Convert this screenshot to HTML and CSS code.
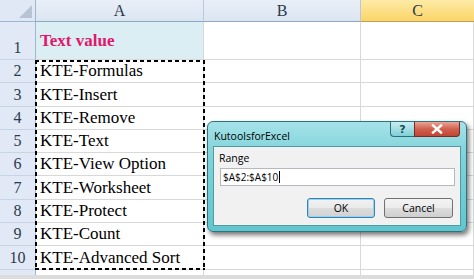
---
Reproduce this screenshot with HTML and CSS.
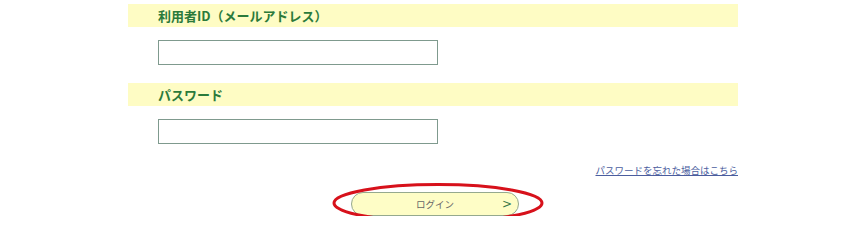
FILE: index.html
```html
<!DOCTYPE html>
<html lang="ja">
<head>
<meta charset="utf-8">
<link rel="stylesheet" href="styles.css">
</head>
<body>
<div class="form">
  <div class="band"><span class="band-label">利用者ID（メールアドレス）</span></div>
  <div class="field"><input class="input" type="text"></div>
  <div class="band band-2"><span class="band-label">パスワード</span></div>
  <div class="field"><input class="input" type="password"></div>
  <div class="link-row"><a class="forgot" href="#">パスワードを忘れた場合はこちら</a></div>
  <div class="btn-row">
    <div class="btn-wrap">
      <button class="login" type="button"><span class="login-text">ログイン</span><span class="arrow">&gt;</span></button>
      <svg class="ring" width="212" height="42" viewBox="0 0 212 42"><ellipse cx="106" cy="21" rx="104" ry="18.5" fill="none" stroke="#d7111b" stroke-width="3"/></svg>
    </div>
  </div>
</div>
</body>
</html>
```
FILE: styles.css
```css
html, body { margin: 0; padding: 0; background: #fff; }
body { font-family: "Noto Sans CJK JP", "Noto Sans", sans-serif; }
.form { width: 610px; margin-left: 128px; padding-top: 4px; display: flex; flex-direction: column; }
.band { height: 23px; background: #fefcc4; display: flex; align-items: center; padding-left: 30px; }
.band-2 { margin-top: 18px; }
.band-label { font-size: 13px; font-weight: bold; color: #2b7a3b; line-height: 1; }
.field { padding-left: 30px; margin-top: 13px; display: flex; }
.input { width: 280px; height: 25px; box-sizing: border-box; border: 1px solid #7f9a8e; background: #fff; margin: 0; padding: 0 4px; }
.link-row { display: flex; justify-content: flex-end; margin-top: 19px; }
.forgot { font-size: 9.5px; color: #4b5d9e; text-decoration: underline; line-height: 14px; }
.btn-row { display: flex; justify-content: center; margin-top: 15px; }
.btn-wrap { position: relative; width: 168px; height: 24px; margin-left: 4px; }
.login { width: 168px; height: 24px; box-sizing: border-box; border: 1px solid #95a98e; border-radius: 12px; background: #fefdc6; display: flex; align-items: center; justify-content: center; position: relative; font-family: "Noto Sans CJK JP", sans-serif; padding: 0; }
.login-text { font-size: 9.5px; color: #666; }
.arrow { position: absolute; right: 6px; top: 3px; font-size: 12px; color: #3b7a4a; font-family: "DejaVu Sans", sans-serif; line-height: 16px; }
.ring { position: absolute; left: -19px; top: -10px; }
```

### [TASK]
Count the lines of the material that include the word "this", then report only the total.

### [OUTPUT]
2